連立維持の決め手だった「実益」のバランスも崩れました。自民党の不祥事で連立を続けることが「実益」どころか、逆に公明党の支持基盤を傷つける「実害」となったとき、「政治とカネ」という問題に加え、この高市総裁の路線が、連立解消という決断を下す最後の口実となったと言えるでしょう。

核心:公明党の危機感に映る「国民の政治不信」

今回の連立解消を深掘りすると、公明党が自民党よりも、今の国民の政治不信に強く直面していたことが見えてきます。

一連の裏金問題で、最も大きなダメージを受けたのは、実は自民党よりも公明党だという見方があります。なぜなら、公明党は地方選挙などで、自民党候補への票を組織的に動員する「選挙協力」が生命線だからです。議員数が少ない分、少しの不振でも党勢全体への影響が大きくなります。

不祥事を起こした自民党と一緒に見られてしまうと、地方の有権者や支持母体は「なぜ、こんな政党を応援しなければならないのか」と離れていきます。公明党の地方議員たちからは、「自民党の不祥事を国民に説明し、応援することに限界が来ている」という、切実な悲鳴が上がっていました。

つまり、公明党の「連立を離れる」という決断は、自民党の慢心と無策から、これ以上、自分たちの選挙被害を拡大させたくないという、きわめて合理的な、そして国民の怒りを無視できない戦略的な一歩だったと言えるでしょう。公明党は、自民党との連立を解消することで「国民の声に耳を傾ける政党」としての立ち位置を改めて示そうとしたのです。

今後の行方:高市新体制は「多難な船出」から「指導力」への問いへ

26年の連立に幕が下りたことで、日本の政治は一気に不安定さを増します。

高市総裁は、連立解消後も「政策ごとに協力する」という公明党の姿勢を強調していますが、今後は自民党単独の少数与党政権として、国会運営の難しさが格段に増すことは避けられません。臨時国会での首班指名選挙では、公明党が高市総裁に投票しない方針を示しており、この時点で指導力への疑問符がつくことになります。

この重大な事態を招いたのは、「政治とカネ」という国民が最も怒っている問題に対する高市総裁の認識の甘さ、そして連立パートナーへの配慮の欠如に他なりません。

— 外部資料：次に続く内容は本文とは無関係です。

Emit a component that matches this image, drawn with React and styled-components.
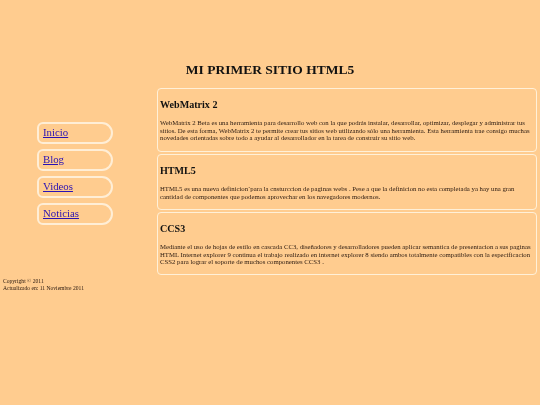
import React from "react";
import styled, { createGlobalStyle } from "styled-components";

const Global = createGlobalStyle`
  html, body { margin: 0; padding: 0; background: #ffcc8f; }
  body { font-family: "Liberation Serif", "Times New Roman", serif; color: #111; }
`;
const Page = styled.div`
  width: 540px; height: 405px; overflow: hidden; box-sizing: border-box; filter: blur(0.35px);
`;
const Header = styled.header`
  height: 88px; display: flex; align-items: flex-end; justify-content: center; padding-bottom: 10px; box-sizing: border-box;
`;
const Title = styled.h1`
  margin: 0; font-size: 13.5px; line-height: 16px; font-weight: bold;
`;
const Main = styled.div`
  display: flex; align-items: flex-start; padding: 0 3px 0 37px;
`;
const Nav = styled.nav`
  width: 76px; margin-right: 44px; padding-top: 34px; display: flex; flex-direction: column; gap: 5px; flex: none;
`;
const NavItem = styled.a`
  box-sizing: border-box; height: 22px; border: 2px solid #ffeed6; border-radius: 6px 11px 11px 6px;
  padding-left: 4px; font-size: 10.8px; line-height: 17px; color: #2a12b4; text-decoration: underline;
`;
const Content = styled.main`
  flex: 1; display: flex; flex-direction: column; gap: 2px;
`;
const Article = styled.article`
  box-sizing: border-box; height: ${p => p.$h}px; border: 1px solid #fff0d8; border-radius: 4px; padding: 8.5px 2px 0;
`;
const Heading = styled.h2`
  margin: 0 0 8.5px; font-size: 10.1px; line-height: 13px; font-weight: bold;
`;
const Text = styled.p`
  margin: 0; font-size: 6.75px; line-height: 7.7px; color: #2b1a10;
`;
const Footer = styled.footer`
  padding: 2.5px 0 0 3px; font-size: 5.6px; line-height: 7.7px; color: #2b1a10;
`;

const articles = [
  { h: 64, t: "WebMatrix 2", b: "WebMatrix 2 Beta es una herramienta para desarrollo web con la que podrás instalar, desarrollar, optimizar, desplegar y administrar tus sitios. De esta forma, WebMatrix 2 te permite crear tus sitios web utilizando sólo una herramienta. Esta herramienta trae consigo muchas novedades orientadas sobre todo a ayudar al desarrollador en la tarea de construir su sitio web." },
  { h: 56, t: "HTML5", b: "HTML5 es una nueva definicion´para la cnsturccion de paginas webs . Pese a que la definicion no esta completada ya hay una gran cantidad de componentes que podemos aprovechar en los navegadores modernos." },
  { h: 63, t: "CCS3", b: "Mediante el uso de hojas de estilo en cascada CC3, diseñadores y desarrolladores pueden aplicar semantica de presentacion a sus paginas HTML Internet explorer 9 continua el trabajo realizado en internet explorer 8 siendo ambos totalmente compatibles con la especificacion CSS2 para lograr el soporte de muchos componentes CCS3 ." },
];

export default function App() {
  return (
    <Page>
      <Global />
      <Header><Title>MI PRIMER SITIO HTML5</Title></Header>
      <Main>
        <Nav>
          {["Inicio", "Blog", "Videos", "Noticias"].map(n => <NavItem key={n} href="#">{n}</NavItem>)}
        </Nav>
        <Content>
          {articles.map(a => (
            <Article key={a.t} $h={a.h}>
              <Heading>{a.t}</Heading>
              <Text>{a.b}</Text>
            </Article>
          ))}
        </Content>
      </Main>
      <Footer>Copyright © 2011<br />Actualizado en: 11 Noviembre 2011</Footer>
    </Page>
  );
}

高市氏の掲げる政策は、減税などの経済対策に重点が置かれがちですが、国民が今求めているのは「信頼できる政治」です。「減税さえ言っておけば、連立解消も裏金問題も、国民は許してくれるだろう」という姿勢が透けて見えるならば、それは国民の苦境や政治不信を軽く見ている証拠です。

さらに、高市総裁は「石破降ろし」を主導した一人とされていますが、その結果、トランプ氏との関税交渉で実績を残した石破氏ではない体制で、次期トランプ政権との外交という国難を迎えることになりました。

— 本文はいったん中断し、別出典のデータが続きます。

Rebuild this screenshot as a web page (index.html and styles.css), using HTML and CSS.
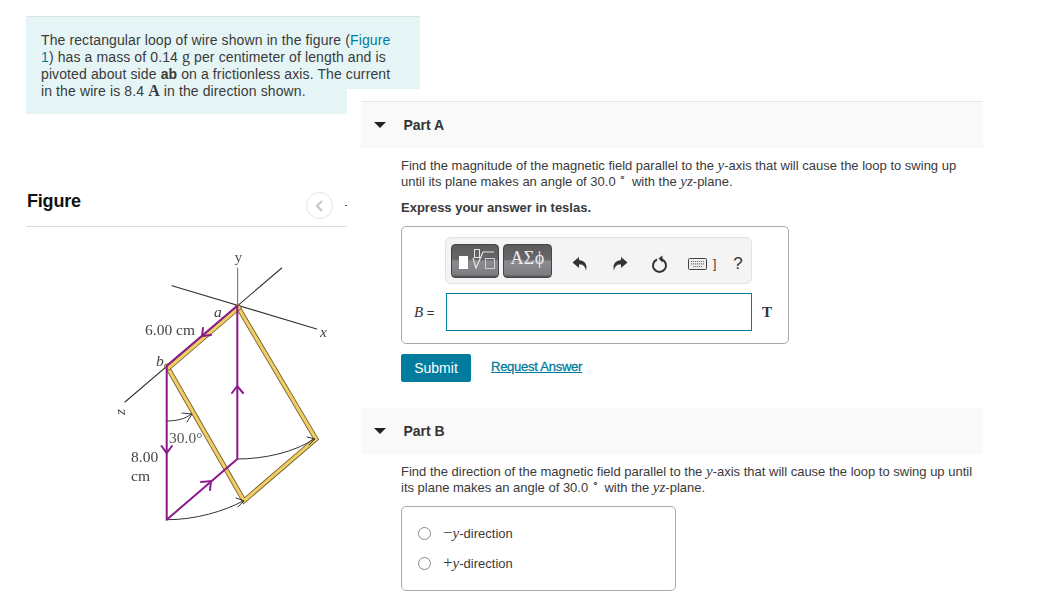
FILE: index.html
```html
<!DOCTYPE html>
<html lang="en">
<head>
<meta charset="utf-8">
<title>Rectangular loop of wire</title>
<link rel="stylesheet" href="styles.css">
</head>
<body>
<div class="page">
  <aside class="left">
    <div class="intro">The rectangular loop of wire shown in the figure (<a class="fig-link" href="#">Figure 1</a>) has a mass of 0.14 <span class="unit">g</span> per centimeter of length and is pivoted about side <b>ab</b> on a frictionless axis. The current in the wire is 8.4 <span class="unit bold">A</span> in the direction shown.</div>
    <div class="fig-head">
      <h2 class="fig-title">Figure</h2>
      <div class="fig-nav">
        <span class="circle-btn">
          <svg width="12" height="14" viewBox="0 0 12 14"><path d="M8 2 3 7l5 5" fill="none" stroke="#c4c4c4" stroke-width="2"/></svg>
        </span>
        <span class="next-dot"></span>
      </div>
    </div>
    <svg class="figure" width="321" height="372" viewBox="26 228 321 372">
      <g fill="none" stroke-linecap="round">
        <path d="M172 286.7 316.7 330" stroke="#333" stroke-width="1.1"/>
        <path d="M281.7 269 125 403" stroke="#333" stroke-width="1.1"/>
        <path d="M237.6 269V306" stroke="#777" stroke-width="1.1"/>
        <path d="M237.3 307 316 440 244 501.7 166.7 367" stroke="#6b5a2a" stroke-width="4.800" stroke-linejoin="miter"/>
        <path d="M237.3 307 316 440 244 501.7 166.7 367" stroke="#f0ce64" stroke-width="3.200" stroke-linejoin="miter"/>
        <path d="M239 308.500 168.500 369" stroke="#6b5a2a" stroke-width="4.800"/>
        <path d="M239 308.500 168.500 369" stroke="#f0ce64" stroke-width="3.200"/>
        <path d="M237.3 460C265 460 295 453 314 440" stroke="#333" stroke-width="1"/>
        <path d="M307 438 315 440 309 446" stroke="#333" stroke-width="1"/>
        <path d="M166.7 520.7C195 521 225 512 243 502" stroke="#333" stroke-width="1"/>
        <path d="M236 499 244 501.7 238 508" stroke="#333" stroke-width="1"/>
        <path d="M166.7 422C176 422 186 420 191 415" stroke="#333" stroke-width="1"/>
        <path d="M182 414 192 415 187 423" stroke="#333" stroke-width="1"/>
        <g stroke="#8c1a8c" stroke-width="2">
          <path d="M237.3 306.7 166.7 366.7V520.7L237.3 460V306.7" stroke-linejoin="round"/>
          <path d="M203 329 202 337 211 336"/>
          <path d="M161.500 447 166.700 454 172 447"/>
          <path d="M201 483 211 482 210 491"/>
          <path d="M232 394 237.300 387 243 394"/>
        </g>
      </g>
      <g class="fig-text">
        <text x="234.500" y="263" class="gray">y</text>
        <text x="320" y="338" class="ital">x</text>
        <text x="214" y="318" class="ital">a</text>
        <text x="145" y="336">6.00 cm</text>
        <text x="156" y="367" class="ital">b</text>
        <text x="0" y="0" class="ital" transform="translate(125 416) rotate(-90)">z</text>
        <text x="169" y="444" class="gray">30.0°</text>
        <text x="131" y="463">8.00</text>
        <text x="131" y="482">cm</text>
      </g>
    </svg>
  </aside>

  <main class="right">
    <section class="part">
      <header class="part-head part-head-first">
        <span class="caret"></span>
        <h3 class="part-title">Part A</h3>
      </header>
      <div class="part-body">
        <p class="prompt">Find the magnitude of the magnetic field parallel to the <i class="m">y</i>-axis that will cause the loop to swing up until its plane makes an angle of 30.0 <sup class="deg">∘</sup> with the <i class="m">yz</i>-plane.</p>
        <p class="hint">Express your answer in teslas.</p>
        <div class="answer">
          <div class="toolbar">
            <button class="tool-btn tool-math" type="button" aria-label="Templates">
              <svg width="46" height="32" viewBox="0 0 46 32">
                <rect x="7" y="11" width="9" height="13" fill="#fff"/>
                <rect x="22.500" y="4.500" width="5" height="8" fill="none" stroke="#e8e8e8"/>
                <path d="M21 13l3 10 7-16H42" fill="none" stroke="#e8e8e8" stroke-width="1.200"/>
                <rect x="33.500" y="13.500" width="9" height="10" fill="none" stroke="#cfcfcf"/>
              </svg>
            </button>
            <button class="tool-btn tool-greek" type="button">ΑΣϕ</button>
            <span class="tool-icons">
              <svg class="ic-undo" width="16" height="16" viewBox="0 0 16 16"><path d="M7 1 .5 6.500 7 12V8.500c3.500-.5 6 1 7 6 1.500-5-.5-10-7-10.500z" fill="#333"/></svg>
              <svg class="ic-redo" width="16" height="16" viewBox="0 0 16 16"><path d="M9 1l6.500 5.500L9 12V8.500c-3.500-.5-6 1-7 6-1.500-5 .5-10 7-10.500z" fill="#333"/></svg>
              <svg class="ic-reset" width="18" height="18" viewBox="0 0 18 18"><path d="M6 4.500a6.500 6.500 0 1 0 5 0" fill="none" stroke="#333" stroke-width="2"/><path d="M11.500 .5v7L7.500 3.500z" fill="#333"/></svg>
              <svg class="ic-keys" width="19" height="12" viewBox="0 0 19 12"><rect x=".5" y=".5" width="18" height="11" rx="1" fill="#eee" stroke="#444"/><path d="M3 3.500h13M3 5.800h13M5 8.500h9" stroke="#777" stroke-width="1.200" stroke-dasharray="1.200 .8"/></svg>
              <span class="ic-bracket">]</span>
              <span class="ic-help">?</span>
            </span>
          </div>
          <div class="answer-row">
            <label class="answer-label"><i class="m big">B</i> =</label>
            <input class="answer-input" type="text" aria-label="B">
            <span class="answer-unit">T</span>
          </div>
        </div>
        <div class="actions">
          <button class="submit" type="button">Submit</button>
          <a class="request" href="#">Request Answer</a>
        </div>
      </div>
    </section>

    <section class="part part-b">
      <header class="part-head">
        <span class="caret"></span>
        <h3 class="part-title">Part B</h3>
      </header>
      <div class="part-body">
        <p class="prompt">Find the direction of the magnetic field parallel to the <i class="m">y</i>-axis that will cause the loop to swing up until its plane makes an angle of 30.0 <sup class="deg">∘</sup> with the <i class="m">yz</i>-plane.</p>
        <div class="choices">
          <label class="choice"><span class="radio"></span><span><span class="m-up">−</span><i class="m">y</i>-direction</span></label>
          <label class="choice"><span class="radio"></span><span><span class="m-up">+</span><i class="m">y</i>-direction</span></label>
        </div>
      </div>
    </section>
  </main>
</div>
</body>
</html>
```
FILE: styles.css
```css
* { box-sizing: border-box; }
html, body { margin: 0; height: 600px; overflow: hidden; background: #fff; }
body { font-family: "Liberation Sans", Arial, sans-serif; font-size: 14px; color: #333; }

.page { display: flex; align-items: flex-start; padding-left: 26px; }

/* left column */
.left { width: 321px; flex: none; padding-top: 16px; }
.intro {
  width: 394px;
  padding: 15px 26px 14px 15px;
  background: #e5f5f6;
  border-top: 1px solid #dde3e4;
  line-height: 17px;
  letter-spacing: .11px;
  color: #3a3a3a;
}
.fig-link { color: #007c9e; text-decoration: none; }
.unit { font-family: "Liberation Serif", serif; font-size: 16px; line-height: 0; }
.unit.bold { font-weight: bold; }
.fig-head {
  display: flex;
  justify-content: space-between;
  height: 40px;
  margin-top: 73px;
  border-bottom: 1px solid #dcdcdc;
}
.fig-title { margin: 0 0 0 1px; font-size: 18px; line-height: 28px; font-weight: bold; letter-spacing: -.2px; color: #111; }
.fig-nav { display: flex; align-items: flex-start; padding-top: 5px; gap: 12px; }
.circle-btn {
  width: 27px; height: 27px;
  display: flex; align-items: center; justify-content: center;
  border: 1px solid #e4e4e4; border-radius: 50%;
}
.next-dot { width: 2px; height: 1px; margin-top: 13px; background: #555; }
.figure { display: block; filter: blur(.3px); }
.fig-text text { font-family: "Liberation Serif", serif; font-size: 15.500px; fill: #444; }
.fig-text .ital { font-style: italic; }
.fig-text .gray { fill: #555; }

/* right column */
.right {
  width: 636px; flex: none;
  margin-top: 89px;
  padding: 12px 0 0 14px;
  background: #fff;
  position: relative;
  z-index: 1;
}
.part-head {
  display: flex; align-items: center;
  height: 46px;
  padding-left: 13px;
  background: #f9f9f9;
}
.part-head-first { height: 47px; border-top: 1px solid #e6e6e6; }
.caret {
  width: 0; height: 0;
  border-left: 6px solid transparent;
  border-right: 6px solid transparent;
  border-top: 6px solid #222;
}
.part-title { margin: 0 0 0 17.500px; font-size: 14px; font-weight: bold; color: #333; }
.part-body { padding-left: 40px; }
.part-b { margin-top: 26px; }
.prompt { margin: 10px 0 0; font-size: 13px; line-height: 16px; color: #3a3a3a; }
.hint { margin: 10px 0 0; font-size: 13px; line-height: 16px; font-weight: bold; color: #3a3a3a; }
.m { font-family: "Liberation Serif", serif; font-style: italic; font-size: 15px; line-height: 0; }
.m.big { font-size: 15px; }
.deg { margin-right: 2px; font-size: 11px; line-height: 0; font-family: "Liberation Serif", serif; }
.m-up { font-family: "Liberation Serif", serif; font-size: 17px; line-height: 0; }

/* answer box */
.answer {
  width: 388px; height: 118px;
  margin-top: 10px;
  padding: 10px 0 0;
  border: 1px solid #aaa;
  border-radius: 5px;
}
.toolbar {
  display: flex; align-items: center;
  width: 307px; height: 47px;
  margin-left: 43px;
  padding-left: 5px;
  background: #f4f4f4;
  border: 1px solid #e2e2e2;
  border-radius: 6px;
}
.tool-btn {
  height: 34px; padding: 0;
  color: #eee;
  background: linear-gradient(#5b5b5e 0, #68686b 46%, #8b8b90 50%, #7d7d82 92%, #505053 100%);
  border: 1px solid #444;
  border-radius: 4px;
  display: flex; align-items: center; justify-content: center;
}
.tool-math { width: 48px; }
.tool-greek { width: 49px; margin-left: 4px; padding-bottom: 4px; font-family: "Liberation Serif", serif; font-size: 18px; letter-spacing: .4px; }
.tool-icons { display: flex; align-items: center; margin-left: 20px; padding-top: 6px; color: #333; }
.ic-redo { margin-left: 24px; }
.ic-reset { margin-left: 23px; }
.ic-keys { margin-left: 19px; }
.ic-bracket { margin-left: 6px; font-size: 12px; }
.ic-help { margin-left: 17px; font-size: 17px; }
.answer-row { display: flex; align-items: center; margin-top: 9px; }
.answer-label { width: 44px; padding-left: 12px; font-size: 13px; color: #333; }
.answer-input {
  width: 306px; height: 38px; padding: 0;
  border: 1px solid #007c9e;
  background: #fff;
  outline: none;
}
.answer-unit { margin-left: 10px; font-family: "Liberation Serif", serif; font-weight: bold; font-size: 15px; color: #333; }

.actions { display: flex; align-items: center; margin-top: 10px; }
.submit {
  width: 70px; height: 28px; padding: 0;
  background: #007c9e; color: #fff;
  border: 0; border-radius: 2px;
  font: 14px "Liberation Sans", Arial, sans-serif;
}
.request { margin: -3px 0 0 20px; font-size: 13px; letter-spacing: -.25px; -webkit-text-stroke: .3px #007c9e; color: #007c9e; text-decoration: underline; }

/* choices */
.choices {
  width: 275px; height: 85px;
  margin-top: 10px;
  padding-top: 11px;
  border: 1px solid #aaa;
  border-radius: 5px;
}
.choice { display: flex; align-items: center; height: 30px; padding-left: 16px; font-size: 13px; color: #3a3a3a; }
.radio { width: 13px; height: 13px; margin-right: 12px; border: 1px solid #8a8a8a; border-radius: 50%; background: #fff; }
```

「政治とカネ」を軽視し、連立パートナーの危機感を理解しきれなかった自民党は、今回の解消劇によって、国民からの信頼だけでなく、議会での安定した基盤も失うことになりました。

就任前から政権の基盤を崩壊させ、外交における国益さえも危うくする高市新体制に、果たしてこの国のかじ取りを任せられるのか? 危機管理能力と国民の真の要求に応える指導力が今、厳しく問われています。